To live with emotional intelligence is to gently close when we need to take care of ourselves but to open again to feel the beauty of life when it’s safe. And that’s the problem. When we close ourselves we don’t feel the abuse or pain emotionally but when we remain closed we don’t feel the beauty…we don’t allow anything to affect us.

Many year ago I was visiting the Alabama coast while I was residing in the Greensboro, North Carolina area. Things had been really tough for me. Very difficult. I was on the beach and was talking out loud to the Universe: ‘Why do I even bother to heal my life? Nobody cares. Most people never even bother to look inside and try to improve themselves.
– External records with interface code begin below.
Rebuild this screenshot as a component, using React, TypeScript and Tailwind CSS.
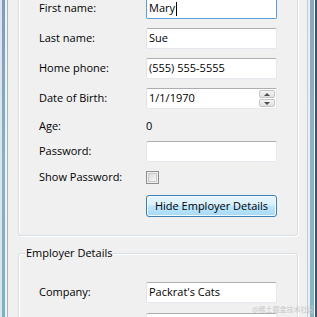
const FONT = "font-['Segoe_UI','Open_Sans',sans-serif]";

function TextBox({
  value,
  focused,
  spinner,
}: {
  value?: string;
  focused?: boolean;
  spinner?: boolean;
}) {
  return (
    <div
      className={`relative flex h-full w-[131px] items-center rounded-[2px] border bg-white pl-[2px] text-[11px] text-black ${
        focused
          ? "border-[#569de5] border-t-[#3d7bad]"
          : "border-[#e3e9ef] border-t-[#abadb3] border-l-[#e2e3ea]"
      }`}
    >
      <span>{value}</span>
      {focused && <span className="ml-px h-[14px] w-px bg-black" />}
      {spinner && (
        <div className="absolute right-[1px] top-px flex h-[17px] w-[16px] flex-col gap-px">
          <div className="flex flex-1 items-center justify-center rounded-[2px] border border-[#c5c5c5] bg-gradient-to-b from-[#f4f4f4] to-[#e1e1e1]">
            <span className="h-0 w-0 border-x-[3px] border-b-[3px] border-x-transparent border-b-[#4d4d4d]" />
          </div>
          <div className="flex flex-1 items-center justify-center rounded-[2px] border border-[#c5c5c5] bg-gradient-to-b from-[#f4f4f4] to-[#e1e1e1]">
            <span className="h-0 w-0 border-x-[3px] border-t-[3px] border-x-transparent border-t-[#4d4d4d]" />
          </div>
        </div>
      )}
    </div>
  );
}

function Row({
  label,
  className,
  children,
}: {
  label: string;
  className: string;
  children?: React.ReactNode;
}) {
  return (
    <div className={`flex items-center ${className}`}>
      <div className="w-[107px] text-[11px] text-black">{label}</div>
      {children}
    </div>
  );
}

export default function App() {
  return (
    <div className={`relative flex h-[317px] w-[317px] overflow-hidden bg-[#f0f0f0] ${FONT}`}>
      {/* left window frame */}
      <div className="flex h-full w-[8px] flex-none">
        <div className="w-[2px] bg-[#dbe5ee]" />
        <div className="w-[3px] bg-gradient-to-b from-[#7e9bbb] via-[#8aaec4] to-[#7fb1bd]" />
        <div className="w-[2px] bg-[#eef3f6]" />
        <div className="w-px bg-[#a9b6c2]" />
      </div>

      <div className="flex h-full flex-1 flex-col pl-[10px] pr-[9px]">
        {/* personal group */}
        <div className="mt-[-12px] flex flex-col rounded-[3px] border border-[#d5dfe5] pb-[18px] pl-[20px] pt-[9px] shadow-[1px_1px_0_#ffffff,inset_1px_1px_0_#ffffff]">
          <Row label="First name:" className="h-[21px]">
            <TextBox value="Mary" focused />
          </Row>
          <Row label="Last name:" className="mt-[9px] h-[21px]">
            <TextBox value="Sue" />
          </Row>
          <Row label="Home phone:" className="mt-[9px] h-[21px]">
            <TextBox value="(555) 555-5555" />
          </Row>
          <Row label="Date of Birth:" className="mt-[9px] h-[21px]">
            <TextBox value="1/1/1970" spinner />
          </Row>
          <Row label="Age:" className="mt-[7px] h-[21px]">
            <span className="text-[11px] text-black">0</span>
          </Row>
          <Row label="Password:" className="mt-[4px] h-[21px]">
            <TextBox />
          </Row>
          <Row label="Show Password:" className="mt-[5px] h-[21px]">
            <div className="h-[13px] w-[13px] border border-[#8f8f8f] p-px">
              <div className="h-full w-full border border-[#c9c9c9] bg-gradient-to-br from-[#dcdcdc] to-[#f8f8f8]" />
            </div>
          </Row>
          <div className="mt-[7px] flex h-[22px] pl-[107px]">
            <button
              type="button"
              className="flex h-full w-[131px] items-center justify-center rounded-[3px] border border-[#3c7fb1] bg-[linear-gradient(#e6f5fc_0%,#d9f0fc_45%,#bee6fd_50%,#a7d9f5_100%)] text-[11px] text-black shadow-[inset_0_0_0_1px_#f2fafe]"
            >
              Hide Employer Details
            </button>
          </div>
        </div>

        {/* employer group */}
        <div className="relative mt-[17px] flex flex-col rounded-[3px] border border-[#d5dfe5] pl-[20px] pt-[28px] shadow-[1px_1px_0_#ffffff,inset_1px_1px_0_#ffffff]">
          <div className="absolute left-[6px] top-[-9px] bg-[#f0f0f0] px-[1px] text-[11px] text-black">
            Employer Details
          </div>
          <Row label="Company:" className="h-[21px]">
            <TextBox value="Packrat's Cats" />
          </Row>
          <Row label="" className="mt-[10px] h-[21px]">
            <TextBox />
          </Row>
        </div>
      </div>

      {/* right window frame */}
      <div className="flex h-full w-[10px] flex-none">
        <div className="w-px bg-[#c3ccd4]" />
        <div className="w-[2px] bg-[#e9eff3]" />
        <div className="w-[4px] bg-gradient-to-b from-[#8ba6c2] via-[#8fb3c6] to-[#86b7c3]" />
        <div className="w-px bg-[#f3f7f9]" />
        <div className="w-[2px] bg-[#3e5568]" />
      </div>

      <div className="pointer-events-none absolute left-[252px] top-[305px] whitespace-nowrap font-['Noto_Sans_CJK_SC',sans-serif] text-[7px] leading-[8px] text-[#c8c8c8]">
        @稀土掘金技术社区
      </div>
    </div>
  );
}
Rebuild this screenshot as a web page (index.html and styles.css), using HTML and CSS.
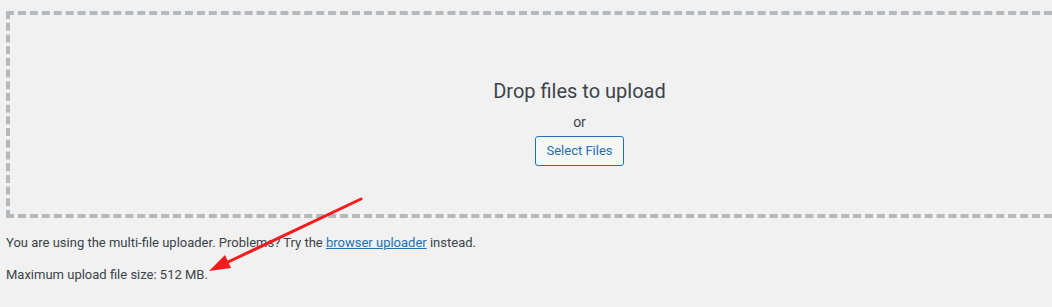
FILE: index.html
```html
<!DOCTYPE html>
<html>
<head>
<meta charset="utf-8">
<link rel="stylesheet" href="styles.css">
</head>
<body>
<div class="page">
  <div class="drop">
    <div class="inside">
      <p class="info">Drop files to upload</p>
      <p class="or">or</p>
      <button class="button" type="button">Select Files</button>
    </div>
  </div>
  <p class="note">You are using the multi-file uploader. Problems? Try the <a href="#">browser uploader</a> instead.</p>
  <p class="note">Maximum upload file size: 512 MB.</p>
</div>
<svg class="arrow" width="1052" height="307" viewBox="0 0 1052 307">
  <line x1="361" y1="199" x2="226" y2="263" stroke="#f41c1c" stroke-width="3" stroke-linecap="round"/>
  <polygon points="209,271 225,255 231,268" fill="#f41c1c"/>
</svg>
</body>
</html>
```
FILE: styles.css
```css
html, body {
  margin: 0;
  background: #f1f1f1;
  overflow: hidden;
}
body {
  width: 1052px;
  height: 307px;
  position: relative;
  font-family: Roboto, "Noto Sans", sans-serif;
  color: #3c434a;
  font-size: 13px;
}
.page {
  padding: 11px 0 0 6px;
}
.drop {
  box-sizing: border-box;
  height: 207px;
  border: 4px dashed #b4b9be;
  border-right: none;
  padding-left: 97px;
}
.inside {
  display: flex;
  flex-direction: column;
  align-items: center;
  padding-top: 62px;
}
.info {
  margin: 0;
  font-size: 20px;
  line-height: 28px;
}
.or {
  margin: 7px 0 4px;
  font-size: 14px;
  line-height: 20px;
}
.button {
  box-sizing: border-box;
  height: 30px;
  padding: 0 10px;
  border: 1px solid #2271b1;
  border-radius: 3px;
  background: #f6f7f7;
  color: #2271b1;
  font-family: inherit;
  font-size: 13px;
  line-height: 28px;
}
.note {
  margin: 15px 0 0;
  line-height: 19px;
}
.note + .note {
  margin-top: 13px;
}
.note a {
  color: #2271b1;
  text-decoration: underline;
}
.arrow {
  position: absolute;
  top: 0;
  left: 0;
}
```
Why am I putting myself through such misery? Why even bother? Can’t I just forget being conscious and go back to blissful ignorance?’ Suddenly the sunset sky turned lavender and orange and I heard a voice within say very clearly: You clear out the inner blocks to being open so you can really see and experience moments such as this fully.
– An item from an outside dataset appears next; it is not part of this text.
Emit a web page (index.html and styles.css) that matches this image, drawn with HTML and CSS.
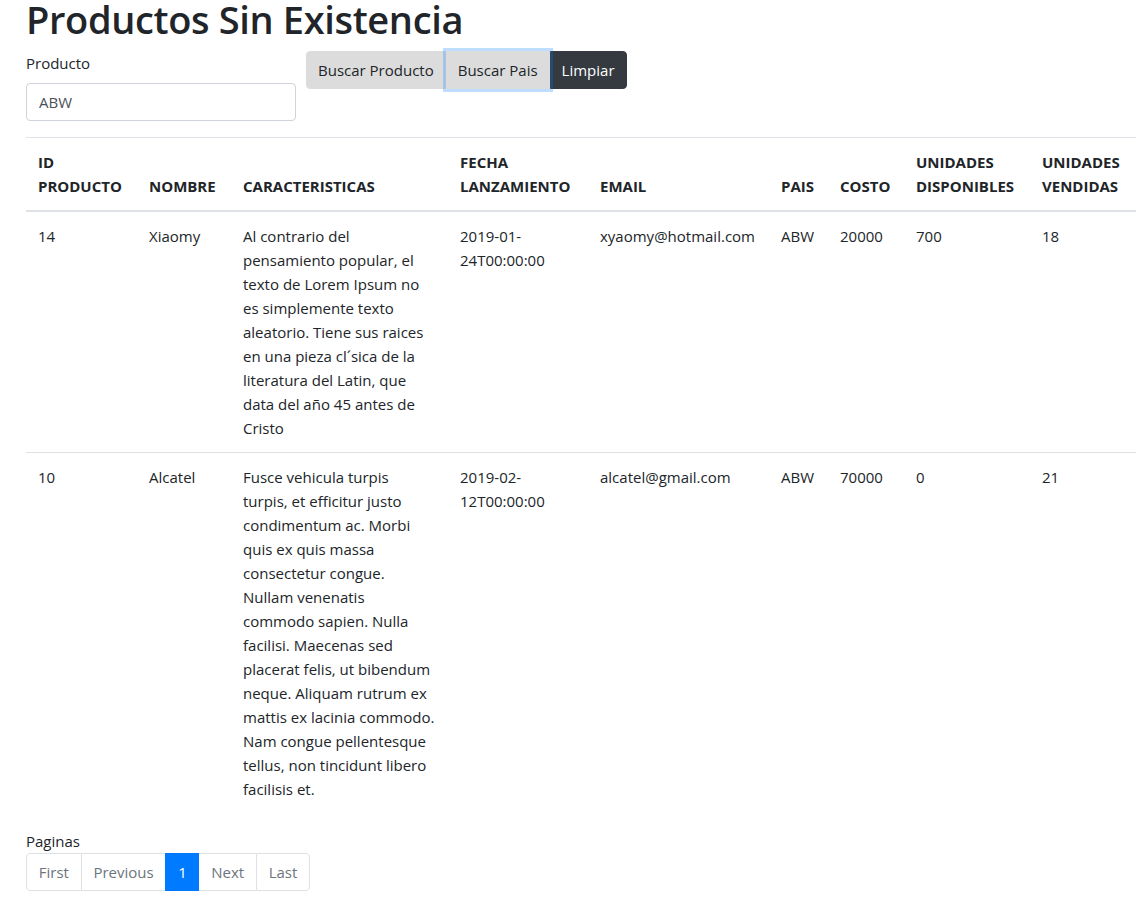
FILE: index.html
```html
<!DOCTYPE html>
<html lang="es">
<head>
<meta charset="utf-8">
<title>Productos Sin Existencia</title>
<link rel="stylesheet" href="styles.css">
</head>
<body>
<div class="container">
  <h1 class="title">Productos Sin Existencia</h1>
  <div class="search-row">
    <div class="form-group">
      <label class="label" for="producto">Producto</label>
      <input class="input" id="producto" type="text" value="ABW">
    </div>
    <div class="btn-group">
      <button class="btn btn-gray">Buscar Producto</button>
      <button class="btn btn-gray btn-focus">Buscar Pais</button>
      <button class="btn btn-dark">Limpiar</button>
    </div>
  </div>

  <table class="table">
    <colgroup>
      <col class="c-id"><col class="c-nombre"><col class="c-car"><col class="c-fecha"><col class="c-email"><col class="c-pais"><col class="c-costo"><col class="c-disp"><col class="c-vend">
    </colgroup>
    <thead>
      <tr>
        <th>ID PRODUCTO</th>
        <th>NOMBRE</th>
        <th>CARACTERISTICAS</th>
        <th>FECHA LANZAMIENTO</th>
        <th>EMAIL</th>
        <th>PAIS</th>
        <th>COSTO</th>
        <th>UNIDADES DISPONIBLES</th>
        <th>UNIDADES VENDIDAS</th>
      </tr>
    </thead>
    <tbody>
      <tr>
        <td>14</td>
        <td>Xiaomy</td>
        <td>Al contrario del pensamiento popular, el texto de Lorem Ipsum no es simplemente texto aleatorio. Tiene sus raices en una pieza cl´sica de la literatura del Latin, que data del año 45 antes de Cristo</td>
        <td>2019-01-24T00:00:00</td>
        <td>xyaomy@hotmail.com</td>
        <td>ABW</td>
        <td>20000</td>
        <td>700</td>
        <td>18</td>
      </tr>
      <tr>
        <td>10</td>
        <td>Alcatel</td>
        <td>Fusce vehicula turpis turpis, et efficitur justo condimentum ac. Morbi quis ex quis massa consectetur congue. Nullam venenatis commodo sapien. Nulla facilisi. Maecenas sed placerat felis, ut bibendum neque. Aliquam rutrum ex mattis ex lacinia commodo. Nam congue pellentesque tellus, non tincidunt libero facilisis et.</td>
        <td>2019-02-12T00:00:00</td>
        <td>alcatel@gmail.com</td>
        <td>ABW</td>
        <td>70000</td>
        <td>0</td>
        <td>21</td>
      </tr>
    </tbody>
  </table>

  <div class="pages">
    <div class="label">Paginas</div>
    <ul class="pagination">
      <li class="page-item"><span class="page-link">First</span></li>
      <li class="page-item"><span class="page-link">Previous</span></li>
      <li class="page-item active"><span class="page-link">1</span></li>
      <li class="page-item"><span class="page-link">Next</span></li>
      <li class="page-item"><span class="page-link">Last</span></li>
    </ul>
  </div>
</div>
</body>
</html>
```

FILE: styles.css
```css
* { box-sizing: border-box; }

body {
  margin: 0;
  font-family: "Open Sans", "Noto Sans", sans-serif;
  font-size: 15px;
  line-height: 24px;
  color: #212529;
  background: #fff;
}

.container {
  width: 1110px;
  margin-left: 26px;
}

.title {
  margin: 0 0 12px;
  font-size: 38px;
  line-height: 39px;
  font-weight: 600;
  letter-spacing: -0.35px;
}

.search-row {
  display: flex;
  align-items: flex-start;
  gap: 10px;
}

.form-group {
  width: 270px;
  margin-bottom: 16px;
}

.label {
  display: inline-block;
  margin-bottom: 8px;
}

.input {
  display: block;
  width: 100%;
  height: 38px;
  padding: 6px 12px;
  font-family: inherit;
  font-size: 15px;
  line-height: 24px;
  color: #495057;
  background: #fff;
  border: 1px solid #ced4da;
  border-radius: 4px;
}

.btn-group {
  display: flex;
}

.btn {
  height: 38px;
  padding: 6px 11px;
  font-family: inherit;
  font-size: 15px;
  line-height: 24px;
  border: 1px solid transparent;
  border-radius: 0;
  cursor: pointer;
}

.btn:first-child { border-radius: 4px 0 0 4px; }
.btn:last-child { border-radius: 0 4px 4px 0; }

.btn-gray {
  background: #dcdcdc;
  border-color: #dcdcdc;
  color: #212529;
}

.btn-focus {
  position: relative;
  z-index: 1;
  box-shadow: 0 0 0 3px rgba(0, 123, 255, 0.25);
}

.btn-dark {
  background: #343a40;
  border-color: #343a40;
  color: #fff;
}

.table {
  width: 1110px;
  table-layout: fixed;
  border-collapse: collapse;
  margin-bottom: 16px;
}

.c-id { width: 111px; }
.c-nombre { width: 94px; }
.c-car { width: 217px; }
.c-fecha { width: 140px; }
.c-email { width: 181px; }
.c-pais { width: 59px; }
.c-costo { width: 76px; }
.c-disp { width: 126px; }
.c-vend { width: 106px; }

.table th,
.table td {
  padding: 12px;
  text-align: left;
  border-top: 1px solid #dee2e6;
}

.table th {
  vertical-align: bottom;
  font-weight: 700;
  border-bottom: 2px solid #dee2e6;
}

.table td {
  vertical-align: top;
}

.table tbody tr:first-child td {
  border-top: 0;
}

.pages .label {
  display: block;
  margin-bottom: 0;
}

.pagination {
  display: flex;
  list-style: none;
  margin: 0;
  padding: 0;
}

.page-link {
  display: block;
  padding: 8px 11.75px;
  line-height: 20px;
  color: #6c757d;
  background: #fff;
  border: 1px solid #dee2e6;
  margin-left: -1px;
}

.page-item:first-child .page-link {
  margin-left: 0;
  border-radius: 4px 0 0 4px;
}

.page-item:last-child .page-link {
  border-radius: 0 4px 4px 0;
}

.page-item.active .page-link {
  position: relative;
  z-index: 1;
  color: #fff;
  background: #007bff;
  border-color: #007bff;
}
```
If we walk open, we invite life to touch us. We risk being affected by what we experience. I wonder if the root of the world’s problems doesn’t begin with refusing to allow anything to impact us.

We have all witnessed ourselves and others say, If it isn’t happening to me, I’m not concerned. When I worked in a retail outdoor clothing store near the Gulf Coast I expressed concern about a hurricane that was heading into the northern Gulf of Mexico to a customer. She said worriedly, “Oh, NO! Where is it going to hit?” I replied, “It’s east of here by about 100 miles.” Her reply, “Then I don’t care. It doesn’t affect me.” That storm was Hurricane Michael. It did horrendous damage but it didn’t touch her life so she didn’t care. But she’s not an exception. Unfortunately this seems to be the norm with far too many.
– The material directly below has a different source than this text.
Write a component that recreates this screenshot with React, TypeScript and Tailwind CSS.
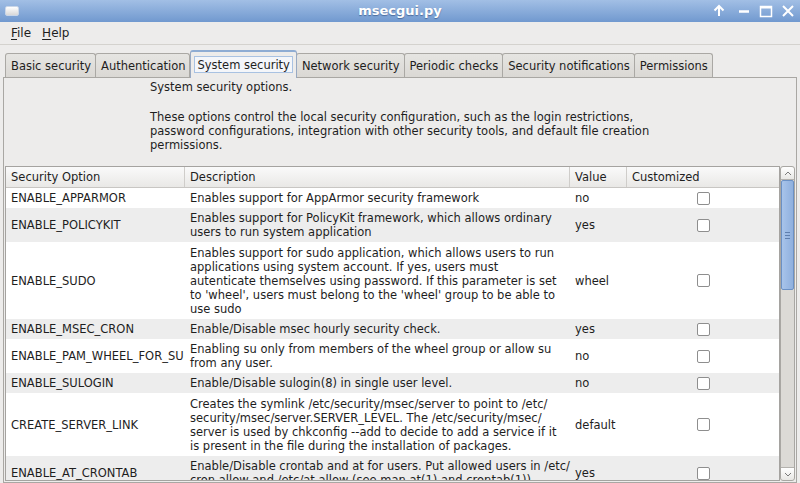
import React from 'react';

interface Row {
  option: string;
  lines: string[];
  value: string;
}

const rows: Row[] = [
  { option: 'ENABLE_APPARMOR', lines: ['Enables support for AppArmor security framework'], value: 'no' },
  {
    option: 'ENABLE_POLICYKIT',
    lines: ['Enables support for PolicyKit framework, which allows ordinary', 'users to run system application'],
    value: 'yes',
  },
  {
    option: 'ENABLE_SUDO',
    lines: [
      'Enables support for sudo application, which allows users to run',
      'applications using system account. If yes, users must',
      'autenticate themselves using password. If this parameter is set',
      "to 'wheel', users must belong to the 'wheel' group to be able to",
      'use sudo',
    ],
    value: 'wheel',
  },
  { option: 'ENABLE_MSEC_CRON', lines: ['Enable/Disable msec hourly security check.'], value: 'yes' },
  {
    option: 'ENABLE_PAM_WHEEL_FOR_SU',
    lines: ['Enabling su only from members of the wheel group or allow su', 'from any user.'],
    value: 'no',
  },
  { option: 'ENABLE_SULOGIN', lines: ['Enable/Disable sulogin(8) in single user level.'], value: 'no' },
  {
    option: 'CREATE_SERVER_LINK',
    lines: [
      'Creates the symlink /etc/security/msec/server to point to /etc/',
      'security/msec/server.SERVER_LEVEL. The /etc/security/msec/',
      'server is used by chkconfig --add to decide to add a service if it',
      'is present in the file during the installation of packages.',
    ],
    value: 'default',
  },
  {
    option: 'ENABLE_AT_CRONTAB',
    lines: [
      'Enable/Disable crontab and at for users. Put allowed users in /etc/',
      'cron.allow and /etc/at.allow (see man at(1) and crontab(1)).',
    ],
    value: 'yes',
  },
];

const tabs = [
  'Basic security',
  'Authentication',
  'System security',
  'Network security',
  'Periodic checks',
  'Security notifications',
  'Permissions',
];

function TitleBar() {
  return (
    <div className="relative h-[22px] shrink-0 bg-gradient-to-b from-[#a2bfe5] to-[#7199cf] flex items-center">
      {/* window icon */}
      <div className="ml-[5px] w-[14px] h-[10px] rounded-[2px] bg-gradient-to-b from-[#ffffff] to-[#d8d8d8] border border-[#c9d6e8]" />
      <div className="absolute left-0 right-0 text-center text-white font-bold text-[13px] leading-[22px] [text-shadow:0_1px_1px_rgba(40,70,120,0.6)]">
        msecgui.py
      </div>
      <div className="ml-auto flex items-center gap-[8px] mr-[5px] relative">
        <svg width="14" height="14" viewBox="0 0 14 14" className="mr-[3px]">
          <path d="M7 12V2M2.5 6.5L7 2l4.5 4.5" stroke="white" strokeWidth="2" fill="none" />
        </svg>
        <svg width="14" height="14" viewBox="0 0 14 14">
          <path d="M2 7.5h10" stroke="white" strokeWidth="2.5" fill="none" />
        </svg>
        <svg width="14" height="14" viewBox="0 0 14 14">
          <rect x="1.5" y="2.5" width="11" height="10" stroke="white" strokeWidth="1.5" fill="none" />
          <path d="M1.5 3.5h11" stroke="white" strokeWidth="2" />
        </svg>
        <svg width="14" height="14" viewBox="0 0 14 14">
          <path d="M2 2l10 10M12 2L2 12" stroke="white" strokeWidth="2" fill="none" />
        </svg>
      </div>
    </div>
  );
}

function MenuBar() {
  return (
    <div className="h-[23px] shrink-0 flex items-center gap-[11px] pl-[11px] text-[12px] border-b border-[#d4d2ce]">
      <span>
        <span className="underline underline-offset-2">F</span>ile
      </span>
      <span>
        <span className="underline underline-offset-2">H</span>elp
      </span>
    </div>
  );
}

function Tabs() {
  return (
    <div className="h-[32px] shrink-0 flex items-end pl-[5px]">
      {tabs.map(t =>
        t === 'System security' ? (
          <div
            key={t}
            className="h-[28px] -mb-px z-10 px-[3px] pt-[4px] bg-[#edeceb] border border-b-0 border-[#98a9c2] rounded-t-[3px] border-t-2 border-t-[#8eacd3]"
          >
            <div className="px-[2px] h-[17px] leading-[16px] border border-[#a9c2e2] bg-[#f4f6fa]">{t}</div>
          </div>
        ) : (
          <div
            key={t}
            className="h-[24px] pl-[5px] pr-[4px] leading-[24px] bg-gradient-to-b from-[#e6e5e2] to-[#dad8d4] border border-b-0 border-[#aaa8a4] rounded-t-[3px] -ml-px first:ml-0"
          >
            {t}
          </div>
        )
      )}
    </div>
  );
}

function Checkbox() {
  return <div className="w-[13px] h-[13px] rounded-[2px] border border-[#8e8e8e] bg-white" />;
}

function Scrollbar() {
  return (
    <div className="w-[15px] shrink-0 flex flex-col bg-[#dcdad6] border border-[#a9a7a3] rounded-[3px]">
      <div className="h-[13px] flex items-center justify-center bg-gradient-to-b from-white to-[#e8e7e4] rounded-t-[3px] border-b border-[#b4b2ae]">
        <svg width="8" height="5" viewBox="0 0 8 5">
          <path d="M1 4l3-3 3 3" stroke="#7a7a7a" strokeWidth="1" fill="none" />
        </svg>
      </div>
      <div className="flex-1 flex flex-col">
        <div className="h-[110px] bg-gradient-to-r from-[#a8c4ea] to-[#8fb0de] border border-[#6b91c5] rounded-[2px] flex flex-col items-center justify-center gap-[2px]">
          <div className="w-[5px] h-px bg-[#5f7fae]" />
          <div className="w-[5px] h-px bg-[#5f7fae]" />
          <div className="w-[5px] h-px bg-[#5f7fae]" />
        </div>
      </div>
      <div className="h-[13px] flex items-center justify-center bg-gradient-to-b from-white to-[#e8e7e4] rounded-b-[3px] border-t border-[#b4b2ae]">
        <svg width="8" height="5" viewBox="0 0 8 5">
          <path d="M1 1l3 3 3-3" stroke="#7a7a7a" strokeWidth="1" fill="none" />
        </svg>
      </div>
    </div>
  );
}

function OptionsTable() {
  return (
    <div className="flex-1 min-h-0 flex ml-[1px] mr-[1px]">
      <div className="flex-1 min-w-0 border border-[#a5a3a0] bg-white overflow-hidden">
        {/* header */}
        <div className="flex h-[21px] bg-gradient-to-b from-[#fafafa] to-[#e9e8e6] border-b border-[#c8c6c3]">
          <div className="w-[179px] pl-[5px] leading-[21px] border-r border-[#cfcdca]">Security Option</div>
          <div className="w-[385px] pl-[5px] leading-[21px] border-r border-[#cfcdca]">Description</div>
          <div className="w-[57px] pl-[5px] leading-[21px] border-r border-[#cfcdca]">Value</div>
          <div className="flex-1 pl-[5px] leading-[21px]">Customized</div>
        </div>
        {rows.map((r, i) => (
          <div
            key={r.option}
            className={`flex items-center ${r.lines.length > 2 ? 'py-[3.5px]' : 'py-[3px]'} ${i % 2 === 1 ? 'bg-[#ededed]' : 'bg-white'}`}
          >
            <div className="w-[179px] pl-[5px] whitespace-nowrap">{r.option}</div>
            <div className="w-[385px] pl-[5px]">
              {r.lines.map(l => (
                <div key={l} className="whitespace-nowrap">
                  {l}
                </div>
              ))}
            </div>
            <div className="w-[57px] pl-[5px]">{r.value}</div>
            <div className="flex-1 flex justify-center pl-[1px]">
              <Checkbox />
            </div>
          </div>
        ))}
      </div>
      <Scrollbar />
    </div>
  );
}

export default function App() {
  return (
    <div className="w-[800px] h-[483px] overflow-hidden flex flex-col bg-[#edeceb] text-[#1e1e1e] text-[11.5px] leading-[14px] font-['DejaVu_Sans',sans-serif]">
      <TitleBar />
      <MenuBar />
      <Tabs />
      {/* notebook page */}
      <div className="flex-1 min-h-0 flex flex-col mx-[3px] border border-[#a9a7a3] pt-[2px] pb-[1px]">
        <div className="pl-[146px] shrink-0">
          <div>System security options.</div>
          <div className="mt-[16px]">These options control the local security configuration, such as the login restrictions,</div>
          <div>password configurations, integration with other security tools, and default file creation</div>
          <div>permissions.</div>
        </div>
        <div className="h-[14px] shrink-0" />
        <OptionsTable />
      </div>
    </div>
  );
}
After documenting the Gulf Oil Spill for a year, I was completely shut down. Before the oil arrived on Alabama beaches I remember driving down the Fort Morgan Peninsula and seeing booms anchored in the saltwater marshes. I photographed the small, floating lines of buys and got back into my car. An unearthly scream erupted from my depths. NOOOOOOOO!!!! 

I sobbed and wailed. From that moment through the following year, I had to shut down emotionally to document what I felt called to witness. The inner voice that called me was so strong I couldn’t look away; but, to be there I had to shut down a feeling response….except for anger. I felt that strongly. It’s like rescue workers who extricate people out of car wrecks or collapsed buildings…they have work to do and later can deal with the trauma of witnessing such horrendous and sad events.

I can’t remember who referred me to Joanna Macy, but spending a week with her and 30 other people, after my year’s commitment to the coast, opened me back up in a safe environment where my peers and I held space for each other to grieve and feel the depths of our emotions.

It took me a very long time to reopen to joy and pleasure. The most amazing healers for me have been wildlife…manatees, humpback whales, sea lions, dolphins. Photographing them in their environment became profound sessions of healing and deep connection that opened me to love at a level to which I had never known.

As we open to beauty around us–receptive and exposed–we begin to see the beauty of our own presence as we come into deep communion with Nature. We discover ourselves to be part of the amazing whole. In our wisdom, we closed ourselves for protection so our psyches wouldn’t become overwhelmed. Now, let us remember what it feels like to be open…present…in profound compassion for ourselves and the world, which is really the same.

Rumi wrote, “Your task is not to seek for love, but merely to seek and find all of the barriers within yourself that you have built against it.” Walk open, dear pilgrim. Walk open.